Was it very little money compared to what the management was getting for the album the band had made and the single Freddie'd written? Of course.
But, were they broke? Of course not.
tcc · Member since
You are just looking at the income side. If expenditure equals income, they will of course be broke.
Sebastian · Member since
In which case the bank wouldn't have given Rog the loan and he wouldn't have gotten the Alfetta. But he did... so, they weren't broke.
tcc · Member since
Like you the bank would only look at the income and what a person declares as liabilities (and maybe his mother could have acted as his guarantor :-) ). After paying for the monthly instalment he could be broke until the next pay cheque.
Edit: Put it another way, they were broke after incurring the expenditure on the expensive items that you noted. Amen :-)
rhyeking · Member since
I never heard they were outright broke or destitute, but that they had to keep going to Trident for money like kids asking for their allowance, which, after a couple of hit singles (TSSOR, KQ, NIH), probably seemed to them to be not befitting their status as a successful rock band. That was why they went to John Reid (Elton John's manager/lawyer) to get out of their contract.
I think it's in The Early Years biography where I read the most in-depth account of what the contract was and the author made a good case that Queen weren't being as mistreated as some accounts lead us to believe (though Queen might disagree). Still, they wanted out and that was probably for the best.
Holly2003 · Member since
"For instance, there's the thing about the Flash reprise (after The Hero finishes) "
I know what Brian said about this and I suppose I have to take his word for it, but up to the point he said it I would've bet my right arm that bit was played on the Red Special.
Sebastian · Member since
> Like you the bank would only look at the income and what a person declares as liabilities (and maybe his mother could have acted as his guarantor:-) ).
In which case, he still was not broke.
> After paying for the monthly instalment he could be broke until the next pay cheque.
Sure... if, if, if, if... if one of John's kids got kidnapped in '81 and he paid a multi-millionaire ransom, he'd be broke after AOBTD, but that's purely counterfactual. Queen weren't earning, in mid 75, what they deemed fair, while their record company executives were swimming in money. But Queen weren't broke.

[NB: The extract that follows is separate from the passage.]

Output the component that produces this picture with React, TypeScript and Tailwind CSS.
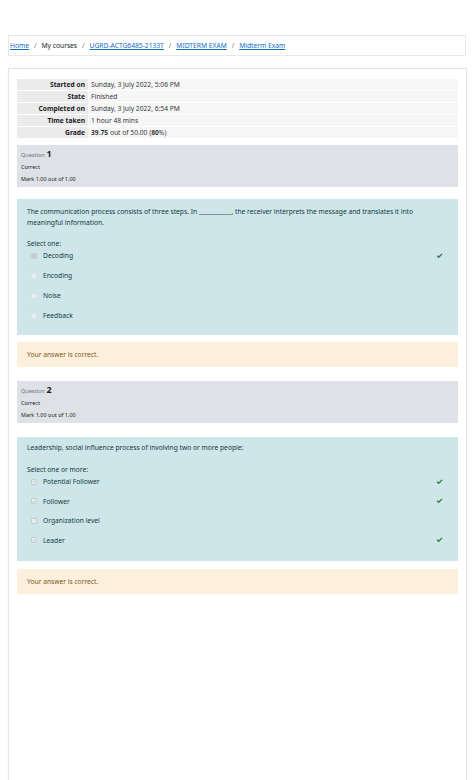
const Check = () => (
  <svg viewBox="0 0 12 10" className="w-[7px] h-[6px]" fill="#357a32">
    <path d="M1 5.2 L2.6 3.6 L4.6 5.6 L9.6 0.6 L11.2 2.2 L4.6 8.8 Z" />
  </svg>
);

const Radio = ({ checked }: { checked?: boolean }) => (
  <span
    className={`w-[6px] h-[6px] rounded-full ${
      checked ? "bg-[#c5cccd]" : "bg-[#eaf2f3] border border-[#dbe5e6]"
    }`}
  />
);

const Box = ({ checked }: { checked?: boolean }) => (
  <span className="w-[6px] h-[6px] rounded-[1px] border border-[#c8cfd1] bg-[#e6ecee] flex items-center justify-center">
    {checked && (
      <svg viewBox="0 0 10 10" className="w-[5px] h-[5px]" fill="none" stroke="#b7bfc1" strokeWidth="2">
        <path d="M1.5 5 L4 7.5 L8.5 2" />
      </svg>
    )}
  </span>
);

const rows = [
  { label: "Started on", value: <>Sunday, 3 July 2022, 5:06 PM</> },
  { label: "State", value: <>Finished</> },
  { label: "Completed on", value: <>Sunday, 3 July 2022, 6:54 PM</> },
  { label: "Time taken", value: <>1 hour 48 mins</> },
  {
    label: "Grade",
    value: (
      <>
        <b>39.75</b> out of 50.00 (<b>80</b>%)
      </>
    ),
  },
];

const Info = ({ n }: { n: number }) => (
  <div className="bg-[#dee2e6] h-[42px] px-[4px] pt-[3px] text-[#1d2125]">
    <div className="flex items-baseline gap-[2px] leading-[12px]">
      <span className="text-[5.5px] text-[#6a737b]">Question</span>
      <span className="text-[9px] font-bold">{n}</span>
    </div>
    <div className="text-[5.5px] leading-[12px]">Correct</div>
    <div className="text-[5.5px] leading-[12px]">Mark 1.00 out of 1.00</div>
  </div>
);

const Option = ({
  text,
  ok,
  mark,
  gap = "mb-[9px]",
}: {
  text: string;
  ok?: boolean;
  mark: React.ReactNode;
  gap?: string;
}) => (
  <div className={`flex items-center h-[11px] pl-[4px] pr-[5px] ${gap}`}>
    <span className="w-[12px] flex items-center">{mark}</span>
    <span className="flex-1">{text}</span>
    {ok && <Check />}
  </div>
);

const Feedback = () => (
  <div className="bg-[#fcefdc] h-[25px] flex items-center px-[10px] text-[#7d5a29]">
    Your answer is correct.
  </div>
);

const Sep = () => <span className="mx-[5px] text-[#6a737b]">/</span>;

export default function App() {
  return (
    <div
      className="w-full min-h-[780px] bg-white px-[8px] pt-[35px] text-[6.7px] leading-[11px] text-[#1d2125]"
      style={{ fontFamily: '"Noto Sans", "Open Sans", sans-serif' }}
    >
      {/* breadcrumb */}
      <div className="h-[21px] border border-[#e8e8e8] flex items-center pl-[1px] w-[458px]">
        <a className="text-[#0f6cbf] underline">Home</a>
        <Sep />
        <span>My courses</span>
        <Sep />
        <a className="text-[#0f6cbf] underline">UGRD-ACTG6485-2133T</a>
        <Sep />
        <a className="text-[#0f6cbf] underline">MIDTERM EXAM</a>
        <Sep />
        <a className="text-[#0f6cbf] underline">Midterm Exam</a>
      </div>

      {/* main card */}
      <div className="mt-[12px] border border-[#e4e4e4] border-b-0 min-h-[712px] px-[8px] pt-[10px] w-[459px] shadow-[0_0_2px_rgba(0,0,0,0.06)]">
        {/* summary table */}
        <div className="flex flex-col gap-[1px]">
          {rows.map((r) => (
            <div key={r.label} className="flex h-[11px]">
              <div className="w-[71px] bg-[#ebebeb] text-right pr-[3px] font-bold leading-[11px]">
                {r.label}
              </div>
              <div className="flex-1 pl-[3px] leading-[11px] bg-[#f6f6f6] text-[#343a40]">
                {r.value}
              </div>
            </div>
          ))}
        </div>

        {/* question 1 */}
        <div className="mt-[7px]">
          <Info n={1} />
        </div>
        <div className="mt-[12px] bg-[#cee6ea] px-[10px] pt-[7px] pb-[5px] text-[#12393e]">
          <p>
            The communication process consists of three steps. In ___________, the receiver
            interprets the message and translates it into meaningful information.
          </p>
          <p className="mt-[10px]">Select one:</p>
          <div className="mt-[1px]">
            <Option text="Decoding" ok mark={<Radio checked />} />
            <Option text="Encoding" mark={<Radio />} />
            <Option text="Noise" mark={<Radio />} />
            <Option text="Feedback" mark={<Radio />} />
          </div>
        </div>
        <div className="mt-[7px]">
          <Feedback />
        </div>

        {/* question 2 */}
        <div className="mt-[14px]">
          <Info n={2} />
        </div>
        <div className="mt-[14px] bg-[#cee6ea] px-[10px] pt-[5px] pb-[7px] text-[#12393e]">
          <p>Leadership, social influence process of involving two or more people:</p>
          <p className="mt-[11px]">Select one or more:</p>
          <div className="mt-[1px]">
            <Option text="Potential Follower" ok mark={<Box checked />} gap="mb-[8.6px]" />
            <Option text="Follower" ok mark={<Box checked />} gap="mb-[8.6px]" />
            <Option text="Organization level" mark={<Box />} gap="mb-[8.6px]" />
            <Option text="Leader" ok mark={<Box checked />} gap="mb-[8.6px]" />
          </div>
        </div>
        <div className="mt-[8px]">
          <Feedback />
        </div>
      </div>
    </div>
  );
}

> I never heard they were outright broke or destitute
Classic Albums ANATO DVD, just after they mention KQ, Rog says 'we were broke'. Keyword: broke. Listen to it again: he doesn't say bloke, oak, yoke or roque, he says 'broke'. Which of course they weren't. Sure, he may have been saying it as a figure of speech, but my point is people taking his word for it are quite misled, just as those who believed ______ (insert overstretched statement).
> That was why they went to John Reid (Elton John's manager/lawyer) to get out of their contract.
AFAIK, they went to John AFTER they'd gotten out of their contract. They needed a manager who was persuasive enough to convince EMI to invest loads and loads of dosh on them. Who knows how much ANATO cost, but just to make a slight idea: Trident charged 25-41 quid per hour in 1972. How much could Sound & Recording Mobiles charge in 1975? Roundhouse? Lansdowne? Rockfield Quadrangle? Rockfield Coach? Olympic? Scorpio? Elstree? How many hours did they hire those studios (sometimes simultaneously) in a five-month period (recordings started in late August but rehearsals had begun three weeks prior, and that still counts)? How much did it cost them to transport equipment (including a 9 ft piano which wasn't hired for free, BTW) from and to the different studios? So... without somebody like John Reid, EMI would've never signed the cheques, and the album wouldn't have been made. While they weren't broke, they were still not even close to being able to pay for the whole thing themselves, not when their weekly wage was 60 GBP each.
> I know what Brian said about this and I suppose I have to take his word for it, but up to the point he said it I would've bet my right arm that bit was played on the Red Special.
So would I. In case he indeed used a different guitar, that proves how much of his sound is in his fingers.
rhyeking · Member since
I agree, Seb.
After work, I'll throw on The Magic Years Vol. 1 and see what John Reid and co. had to say about the contract issues. I'm pretty sure there are some specifics in there. I'll try to find The Early Years bits about the contract, it's been a while since I read that book.